Others, such as Didier Brizard at the Paris-based Tiaré Group, feel that while there are plenty of people getting rich in China, few are planning ahead.
Speaking at a wealth management conference last month, Brizard said China suffered from a "shirtsleeves to shirtsleeves" problem, meaning that wealth accumulated by one generation was not making it on to the next. Unlike the majority of Chinese people, who are aggressive savers, China’s uber-rich appear to be evolving into profligates.
Andy Slevin, Shanghai managing director of property consultancy Knight Frank, agrees with Brizard. He says that Chinese investors tend to be focused on creating new wealth, not protecting existing assets, and few are making long-term plans. "They are thinking: ‘Why save? I made US$10 million today and I’ll make another US$10 million tomorrow.’ They think their kids will have more money than they know what to do with," he said.
While the parents may not be looking to the future, it seems that increasingly their little emperors are. Chinese buyers are purchasing property everywhere from the UK to Australia, and it is often their children who drive the investments.

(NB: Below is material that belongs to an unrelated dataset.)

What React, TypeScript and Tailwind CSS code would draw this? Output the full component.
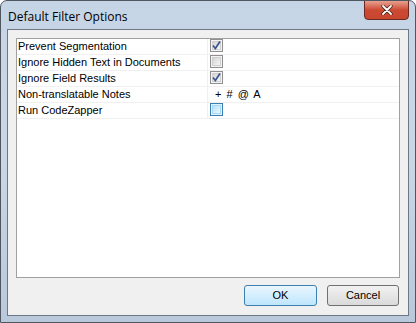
import React, { ReactElement } from 'react'

type Row = { label: string; kind: 'checked' | 'unchecked' | 'hot' | 'text'; value?: string }

const rows: Row[] = [
  { label: 'Prevent Segmentation', kind: 'checked' },
  { label: 'Ignore Hidden Text in Documents', kind: 'unchecked' },
  { label: 'Ignore Field Results', kind: 'checked' },
  { label: 'Non-translatable Notes', kind: 'text', value: '+ # @ A' },
  { label: 'Run CodeZapper', kind: 'hot' },
]

const CheckBox = ({ kind }: { kind: Row['kind'] }): ReactElement => {
  const hot = kind === 'hot'
  return (
    <div
      className={
        hot
          ? 'w-[13px] h-[13px] border border-[#3c7fb1] bg-[#dff2fd] p-[1px]'
          : 'relative w-[13px] h-[13px] border border-[#8f8f8f] bg-[#f4f4f4] p-[1px]'
      }
    >
      <div
        className={
          hot
            ? 'w-full h-full bg-gradient-to-br from-[#b7e1fb] to-[#e9f7fe] border border-[#a9d9f7]'
            : 'w-full h-full bg-gradient-to-br from-[#d4d4d4] to-[#f7f7f7] border border-[#cfcfcf]'
        }
      />
      {kind === 'checked' && (
        <svg viewBox="0 0 11 11" className="absolute left-0 top-0 w-[11px] h-[11px]">
          <path d="M2 5.5 L4.3 8.5 L9 1.5" fill="none" stroke="#3f5590" strokeWidth="1.7" />
        </svg>
      )}
    </div>
  )
}

const App = (): ReactElement => {
  return (
    <div
      className="w-[416px] h-[323px] flex flex-col rounded-t-[7px] border border-[#4e5660] bg-gradient-to-b from-[#c6d5e6] via-[#c9d7e5] to-[#b9c9db] overflow-hidden"
      style={{ fontFamily: '"Liberation Sans", Arial, sans-serif' }}
    >
      <div className="h-[28px] flex items-start justify-between pl-[7px] pr-[6px]">
        <div
          className="pt-[7px] text-[12px] text-black"
          style={{ fontFamily: '"Open Sans", "Liberation Sans", sans-serif' }}
        >
          Default Filter Options
        </div>
        <div className="w-[45px] h-[20px] -mt-[1px] rounded-b-[4px] border border-[#6a2a22] bg-gradient-to-b from-[#e6a08f] via-[#cc4a33] to-[#c8452f] flex items-center justify-center">
          <svg viewBox="0 0 12 10" className="w-[12px] h-[10px]">
            <path d="M2 1 L10 9 M10 1 L2 9" stroke="#3b1a14" strokeWidth="3.2" strokeLinecap="round" />
            <path d="M2 1 L10 9 M10 1 L2 9" stroke="#ffffff" strokeWidth="1.8" strokeLinecap="round" />
          </svg>
        </div>
      </div>
      <div className="flex-1 mx-[6px] mb-[6px] border border-[#6d7887] bg-[#f0f0f0] flex flex-col px-[8px] pt-[8px]">
        <div className="h-[240px] border border-[#a0a0a0] bg-white">
          {rows.map((row) => (
            <div key={row.label} className="h-[16px] flex border-b border-[#f0f0f0]">
              <div className="w-[191px] border-r border-[#f0f0f0] pl-[1px] text-[11px] leading-[15px] text-black whitespace-nowrap">
                {row.label}
              </div>
              <div className="flex-1 pl-[2px] flex items-start">
                {row.kind === 'text' ? (
                  <span className="pl-[5px] text-[11px] leading-[15px] text-black tracking-[1px]">{row.value}</span>
                ) : (
                  <CheckBox kind={row.kind} />
                )}
              </div>
            </div>
          ))}
        </div>
        <div className="flex justify-end gap-[10px] mt-[7px] pr-[1px]">
          <button className="w-[73px] h-[21px] rounded-[3px] border border-[#3c7fb1] bg-gradient-to-b from-[#eaf6fd] to-[#bee6fd] text-[11px] text-black">
            OK
          </button>
          <button className="w-[72px] h-[21px] rounded-[3px] border border-[#707070] bg-gradient-to-b from-[#f2f2f2] to-[#dadada] text-[11px] text-black">
            Cancel
          </button>
        </div>
      </div>
    </div>
  )
}

export default App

"There has been a barrier to mainland Chinese historically, partly because of the difficulty in getting money out of the country but also a sense of lack of knowledge of those markets. Chinese investors do not want to be the first movers," Slevin said.
"But we’re starting to see this change. Their sons and daughters have lived [overseas] for a couple of years and they understand how the markets work. They’re now coming back and telling their parents: We should really be getting in on this."

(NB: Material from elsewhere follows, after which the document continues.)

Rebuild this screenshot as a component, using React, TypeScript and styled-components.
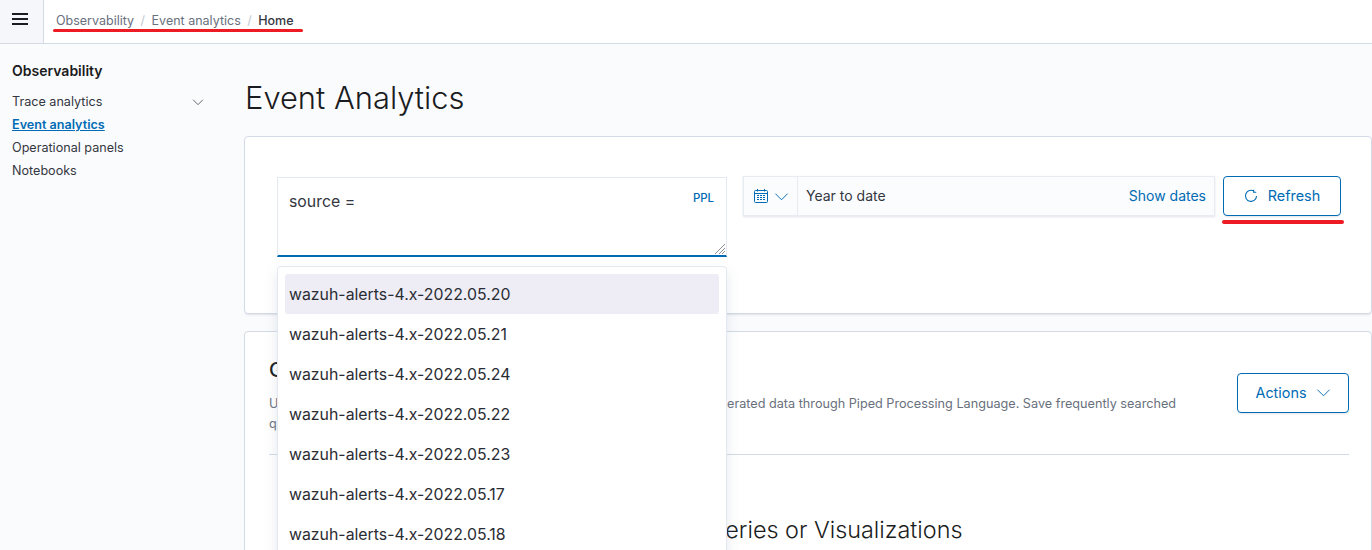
import React from 'react';
import styled, { createGlobalStyle } from 'styled-components';

const GlobalStyle = createGlobalStyle`
  html, body {
    margin: 0;
    padding: 0;
    height: 550px;
    overflow: hidden;
    background: #f5f7fa;
  }
  * { box-sizing: border-box; }
`;

const Page = styled.div`
  position: relative;
  width: 1372px;
  height: 550px;
  overflow: hidden;
  font-family: Inter, 'Liberation Sans', sans-serif;
  color: #343741;
  background: #fafbfd;
`;

const Header = styled.header`
  display: flex;
  align-items: stretch;
  height: 44px;
  background: #fff;
  border-bottom: 1px solid #d3dae6;
`;

const MenuButton = styled.div`
  display: flex;
  align-items: center;
  justify-content: center;
  width: 44px;
  background: #f5f7fa;
  border-right: 1px solid #d3dae6;
  padding: 0 4px 5px 0;
`;

const Breadcrumbs = styled.nav`
  display: flex;
  align-items: center;
  padding: 0 0 2px 12px;
  font-size: 12.5px;
  color: #69707d;
`;

const Crumb = styled.span<{ $current?: boolean }>`
  color: ${(p) => (p.$current ? '#343741' : '#69707d')};
  font-weight: ${(p) => (p.$current ? 500 : 400)};
`;

const CrumbSlash = styled.span`
  margin: 0 6.5px;
  color: #c2c7d0;
`;

const Body = styled.div`
  display: flex;
  height: 506px;
`;

const Sidebar = styled.aside`
  flex: 0 0 244px;
  padding: 19px 0 0 12px;
`;

const SideTitle = styled.div`
  font-size: 14px;
  font-weight: 600;
  line-height: 16px;
  color: #1a1c21;
  margin-bottom: 11px;
`;

const SideItem = styled.div<{ $active?: boolean }>`
  display: flex;
  align-items: center;
  justify-content: space-between;
  width: 192px;
  height: 23px;
  font-size: 12.6px;
  color: ${(p) => (p.$active ? '#006bb4' : '#343741')};
  font-weight: ${(p) => (p.$active ? 600 : 400)};
  text-decoration: ${(p) => (p.$active ? 'underline' : 'none')};
`;

const Main = styled.main`
  flex: 1;
  min-width: 0;
`;

const PageTitle = styled.h1`
  margin: 0;
  height: 92px;
  padding: 34px 0 0 1px;
  font-size: 30.9px;
  line-height: 40px;
  font-weight: 300;
  color: #1a1c21;
`;

const Panel = styled.section`
  background: #fff;
  border: 1px solid #d3dae6;
  border-radius: 4px;
  box-shadow: 0 2px 2px -1px rgba(152, 162, 179, 0.3);
`;

const SearchPanel = styled(Panel)`
  display: flex;
  align-items: flex-start;
  height: 178px;
  padding: 39px 0 0 32px;
  margin-bottom: 17px;
`;

const QueryBox = styled.div`
  display: flex;
  justify-content: space-between;
  width: 450px;
  height: 80px;
  margin-top: 1px;
  padding: 14px 12px 0 11px;
  background: #fff;
  border: 1px solid #e4e8f0;
  border-bottom: 2px solid #006bb4;
  font-size: 15.85px;
  color: #343741;
  position: relative;
`;

const PplTag = styled.span`
  font-size: 11.4px;
  line-height: 12px;
  font-weight: 500;
  color: #006bb4;
`;

const ResizeGrip = styled.svg`
  position: absolute;
  right: 0;
  bottom: 0;
`;

const DateBar = styled.div`
  display: flex;
  align-items: center;
  width: 472px;
  height: 40px;
  margin-left: 16px;
  background: #fbfcfd;
  border: 1px solid #e7ebf2;
  box-shadow: 0 1px 2px rgba(152, 162, 179, 0.3);
  font-size: 14px;
`;

const DatePicker = styled.div`
  display: flex;
  align-items: center;
  justify-content: center;
  gap: 5px;
  width: 54px;
  height: 100%;
  border-right: 1px solid #e7ebf2;
`;

const DateRange = styled.div`
  flex: 1;
  display: flex;
  justify-content: space-between;
  padding: 0 8px 1px;
`;

const DateLink = styled.span`
  display: flex;
  color: #006bb4;
`;

const OutlineButton = styled.div<{ $width: number }>`
  display: flex;
  align-items: center;
  justify-content: center;
  gap: 9px;
  width: ${(p) => p.$width}px;
  height: 40px;
  flex: none;
  padding-bottom: 1px;
  border: 1px solid #006bb4;
  border-radius: 4px;
  background: #fff;
  box-shadow: 0 2px 2px -1px rgba(152, 162, 179, 0.3);
  font-size: 14.4px;
  color: #006bb4;
`;

const RefreshButton = styled(OutlineButton)`
  margin-left: 8px;
  gap: 10px;
`;

const ActionsButton = styled(OutlineButton)`
  margin-top: 15px;
`;

const ContentPanel = styled(Panel)`
  height: 260px;
  padding: 26px 22px 0 24px;
`;

const PanelHead = styled.div`
  display: flex;
  justify-content: space-between;
  align-items: flex-start;
  height: 97px;
  border-bottom: 1px solid #d3dae6;
`;

const HeadText = styled.div`
  width: 925px;
`;

const PanelTitle = styled.h3`
  margin: 0 0 12px;
  font-size: 20px;
  line-height: 24px;
  font-weight: 500;
  color: #1a1c21;
`;

const PanelDesc = styled.p`
  margin: 0;
  font-size: 12.67px;
  line-height: 20px;
  color: #69707d;
`;

const EmptyTitle = styled.h2`
  margin: 0;
  padding-top: 60px;
  text-align: center;
  font-size: 23.4px;
  line-height: 30px;
  font-weight: 300;
  color: #1a1c21;
`;

const Dropdown = styled.ul`
  position: absolute;
  left: 277px;
  top: 266px;
  width: 450px;
  height: 300px;
  margin: 0;
  padding: 7px 7px 0;
  list-style: none;
  background: #fff;
  border: 1px solid #e4e8f0;
  border-radius: 4px;
  box-shadow: 0 6px 12px rgba(152, 162, 179, 0.25);
`;

const DropdownItem = styled.li<{ $selected?: boolean }>`
  display: flex;
  align-items: center;
  height: 40px;
  padding-left: 4px;
  border-radius: 3px;
  font-size: 15.85px;
  color: #2a2c33;
  background: ${(p) => (p.$selected ? '#eeedf6' : 'transparent')};
`;

const RedMark = styled.div<{ $left: number; $top: number; $width: number }>`
  position: absolute;
  left: ${(p) => p.$left}px;
  top: ${(p) => p.$top}px;
  width: ${(p) => p.$width}px;
  height: 3.6px;
  border-radius: 2px;
  background: #ed1c24;
`;

const Chevron = ({ size = 16 }: { size?: number }) => (
  <svg width={size} height={size} viewBox="0 0 16 16" fill="none">
    <path d="M1.5 5 8 11.5 14.5 5" stroke="currentColor" strokeWidth="1" />
  </svg>
);

const indices = ['20', '21', '24', '22', '23', '17', '18'];

export default function App() {
  return (
    <Page>
      <GlobalStyle />
      <Header>
        <MenuButton>
          <svg width="16" height="12" viewBox="0 0 16 12">
            <path d="M0 1h16M0 6h16M0 11h16" stroke="#1a1c21" strokeWidth="2" />
          </svg>
        </MenuButton>
        <Breadcrumbs>
          <Crumb>Observability</Crumb>
          <CrumbSlash>/</CrumbSlash>
          <Crumb>Event analytics</Crumb>
          <CrumbSlash>/</CrumbSlash>
          <Crumb $current>Home</Crumb>
        </Breadcrumbs>
      </Header>
      <Body>
        <Sidebar>
          <SideTitle>Observability</SideTitle>
          <SideItem>
            Trace analytics
            <Chevron size={12} />
          </SideItem>
          <SideItem $active>Event analytics</SideItem>
          <SideItem>Operational panels</SideItem>
          <SideItem>Notebooks</SideItem>
        </Sidebar>
        <Main>
          <PageTitle>Event Analytics</PageTitle>
          <SearchPanel>
            <QueryBox>
              source =
              <PplTag>PPL</PplTag>
              <ResizeGrip width="12" height="12" viewBox="0 0 12 12">
                <path d="M1 11 11 1M5 11l6-6M8 11l3-3" stroke="#8a8f99" strokeWidth="1" />
              </ResizeGrip>
            </QueryBox>
            <DateBar>
              <DatePicker>
                <svg width="16" height="16" viewBox="0 0 16 16" fill="none" stroke="#006bb4">
                  <rect x="1.5" y="2.5" width="13" height="12" rx="1" />
                  <path d="M1.5 5.5h13M4.5 1v2.5M11.5 1v2.5" />
                  <path d="M4 7.5h8M4 9.5h8M4 11.5h8" strokeDasharray="2 1" />
                </svg>
                <DateLink>
                  <Chevron size={15} />
                </DateLink>
              </DatePicker>
              <DateRange>
                Year to date
                <DateLink>Show dates</DateLink>
              </DateRange>
            </DateBar>
            <RefreshButton $width={118}>
              <svg width="14" height="14" viewBox="0 0 16 16" fill="none" stroke="currentColor" strokeWidth="1.2">
                <path d="M11.5 2.6A6.3 6.3 0 1 0 14.3 8" />
                <path d="M11 0.8v3h3" />
              </svg>
              Refresh
            </RefreshButton>
          </SearchPanel>
          <ContentPanel>
            <PanelHead>
              <HeadText>
                <PanelTitle>Get started</PanelTitle>
                <PanelDesc>
                  Use Event Analytics to monitor, correlate, analyze and visualize machine generated data through Piped Processing Language. Save frequently searched queries and visualizations.
                </PanelDesc>
              </HeadText>
              <ActionsButton $width={112}>
                Actions
                <Chevron size={15} />
              </ActionsButton>
            </PanelHead>
            <EmptyTitle>No Queries or Visualizations</EmptyTitle>
          </ContentPanel>
        </Main>
      </Body>
      <Dropdown>
        {indices.map((day, i) => (
          <DropdownItem key={day} $selected={i === 0}>
            wazuh-alerts-4.x-2022.05.{day}
          </DropdownItem>
        ))}
      </Dropdown>
      <RedMark $left={53} $top={28.7} $width={250} />
      <RedMark $left={1222} $top={220} $width={122} />
    </Page>
  );
}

Beijing’s capital controls have long been a barrier to wealthy Chinese wanting to enter foreign markets, but there are an increasing number of methods for those who want to do so.
These methods feature various levels of legality. While businesspeople are often able to use company structures to transfer currency legally, Bank of China recently estimated that the amount of lending coming from informal channels amounts to US$139 billion per year. Shenzhen is said to be rife with "reputable but informal" banks that make cross-border transfers.
Andy Slevin, Shanghai managing director of property consultancy firm Knight Frank, points out that the number of mainlanders buying properties in Hong Kong alone is evidence that China’s rich are managing to bypass capital controls.
Methods such as transfer pricing – buying goods in China, exporting them to Hong Kong and selling them to the US for a profit – as well as setting up dual accounts in China and Hong Kong or having friends or relatives withdraw cash from Chinese banks in Hong Kong are widely used. Some Chinese even use mainland Chinese credit cards to pay for property abroad.
"There are various ways around the mainland capital controls. Not all of them are legal, but there is no question that they are getting their money offshore because we are seeing people buying," he said.